To make the caramel, put a wide non-stick skillet on the stove, and pour in the sugar. You don’t need anything else except heat. So heat the sugar, swirling the skillet occasionally, until the sugar melts and goes a deep caramel colour (which will happen almost the moment the sugar is melted). Keep a close eye on this, because once the sugar starts melting, it goes FAST.
Once the caramel is fully melted, drizzle the bottom layer of profiteroles fairly generously with the caramel, and top with another layer of profiteroles. This caramel will harden almost instantaneously, so you might find it easiest to ladle caramel over two or three profiteroles on the bottom layer, put a couple more on top, and then put caramel on the other side of the bottom layer. Ladle more caramel over the second layer, and use it to glue down a third tier. Continue until you have a nicely tapered (and probably lop-sided, if you are anything like me) tower. Drizzle more caramel over the top. If it starts to harden in the pan before you are done, give it another quick burst of heat, but be careful not to burn it. If it starts getting really thick towards the end, that’s actually quite good, because then you can not just drizzle a final layer of caramel over the top, you can wind ribbons and lines of caramel around the whole thing.
Congratulations, you have made a croquembouche!
Serve as soon as possible.
This croquembouche is vegetarian, low in fructose and FODMAPS, and low in dairy. You could probably swap out the butter for Nuttelex in the chou pastry for a dairy-free version. I’m afraid you really can’t make chou pastry without eggs, but you could, of course, make a pastry cream with dairy milk or soy milk if almond milk doesn’t work for you.
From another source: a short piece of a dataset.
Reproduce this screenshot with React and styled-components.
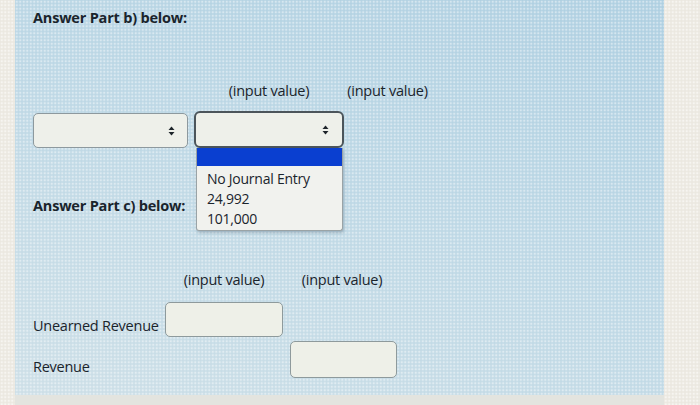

In terms of flavours, I’ve seen hazelnut milk on the shelf and think that would make an amazing, Nutella-like pastry cream. Also, then the French might forgive me for messing with a classic, because every French person I know is obsessed with Nutella. So you should totally do that. This might also be nice with an orange-infused pastry cream – orange and caramel are a lovely combination.